The literature from practicioners on SPMD/SIMT control flow (a lot of it 
targeting a hardware audience rather than a compiler audience) does not 
concern itself with this problem to my knowledge, but there is a 
commonly recurring theme of reconverging or rejoining threads at 
explicit instructions and/or post-dominators.

This suggests a viable path towards a solution to me.

The SPIR-V spec has a notion of explicitly structured control flow with 
merge basic blocks. It also defines "dynamic instances" of instructions 
that are distinguished by control flow path, which provides a decent 
option for modeling the set of threads which participate in subgroup 
operations.

The SPIR-V spec itself is IMO quite lacking, in that the formalism is 
very incomplete, the concrete structured control flow constructs are 
very complex, and the details of how they are expressed lead to the same 
non-local effects you get with the HSAIL approach. Nevertheless, I think 
there's another viable path towards a solution hidden there.

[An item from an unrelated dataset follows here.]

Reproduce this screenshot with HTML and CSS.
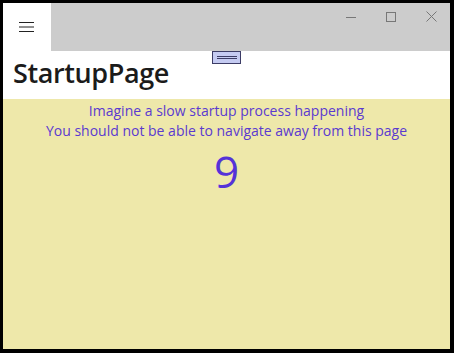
FILE: index.html
```html
<!DOCTYPE html>
<html>
<head>
<meta charset="utf-8">
<link rel="stylesheet" href="styles.css">
</head>
<body>
<div class="window">
  <div class="titlebar">
    <div class="hamburger">
      <svg width="16" height="11" viewBox="0 0 16 11"><path d="M0 1.5H15M0 6H15M0 10.5H15" stroke="#222" stroke-width="1"/></svg>
    </div>
    <div class="drag">
      <div class="caps">
        <svg class="cap" width="10" height="10" viewBox="0 0 10 10"><path d="M0 5.5H10" stroke="#777" stroke-width="1"/></svg>
        <svg class="cap" width="10" height="10" viewBox="0 0 10 10"><rect x="0.5" y="0.5" width="9" height="9" fill="none" stroke="#777" stroke-width="1"/></svg>
        <svg class="cap" width="11" height="11" viewBox="0 0 11 11"><path d="M0.5 0.5L10.5 10.5M10.5 0.5L0.5 10.5" stroke="#777" stroke-width="1"/></svg>
      </div>
    </div>
  </div>
  <div class="header">
    <h1 class="title">StartupPage</h1>
    <div class="grip"><span></span><span></span></div>
  </div>
  <div class="content">
    <p class="line">Imagine a slow startup process happening</p>
    <p class="line">You should not be able to navigate away from this page</p>
    <div class="count">9</div>
  </div>
</div>
</body>
</html>
```
FILE: styles.css
```css
html, body {
  margin: 0;
  padding: 0;
  background: #000;
  height: 100%;
}
body {
  padding: 3px 4px 4px 3px;
  box-sizing: border-box;
  font-family: "Open Sans", "Noto Sans", sans-serif;
}
.window {
  height: 100%;
  display: flex;
  flex-direction: column;
  background: #eee8aa;
}
.titlebar {
  height: 48px;
  display: flex;
  flex: none;
}
.hamburger {
  width: 48px;
  background: #fff;
  display: flex;
  align-items: center;
  justify-content: center;
}
.hamburger svg { margin-top: -2px; margin-left: -1px; }
.drag {
  flex: 1;
  background: #cccccc;
  display: flex;
  justify-content: flex-end;
  align-items: flex-start;
}
.caps {
  display: flex;
  gap: 30px;
  padding: 8px 13px 0 0;
  align-items: center;
  height: 11px;
}
.header {
  height: 48px;
  background: #fff;
  position: relative;
  flex: none;
}
.title {
  margin: 0;
  padding: 4px 0 0 10px;
  font-size: 27px;
  font-weight: 600;
  color: #1b1b1b;
  line-height: 36px;
  letter-spacing: -0.4px;
}
.grip {
  position: absolute;
  left: 209px;
  top: 0;
  width: 27px;
  height: 11px;
  background: #c5cbf2;
  border: 1px solid #3c3c66;
  display: flex;
  flex-direction: column;
  align-items: center;
  justify-content: center;
  gap: 1px;
}
.grip span {
  display: block;
  width: 20px;
  height: 1px;
  background: #3c3c66;
}
.content {
  flex: 1;
  text-align: center;
  color: #5a3ad0;
  padding-top: 2px;
}
.line {
  margin: 0;
  font-size: 14px;
  line-height: 20px;
}
.count {
  font-size: 44px;
  line-height: 60px;
  color: #5533d8;
}
```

Finally and for completeness, it should be noted that if we were to 
forbid irreducible control flow in LLVM IR entirely, that would open up 
more freedom in the design since we could properly define some things in 
terms of loop structure.

Final Thoughts
==============
Formalizing these semantics could also help put divergence analysis on a 
more solid foundation.

Mostly I'm interested in general feedback at this point. Is there an 
important part of the design space that I missed? What do people think 
about explicitly talking about thread groups and e.g. dynamic instances 
as in SPIR-V as part of the LLVM LangRef? Are people generally happy 
with the notion? If not, how can we get to a place where people are 
happy with it?

Thanks,
Nicolai
-- 
Lerne, wie die Welt wirklich ist,
Aber vergiss niemals, wie sie sein sollte.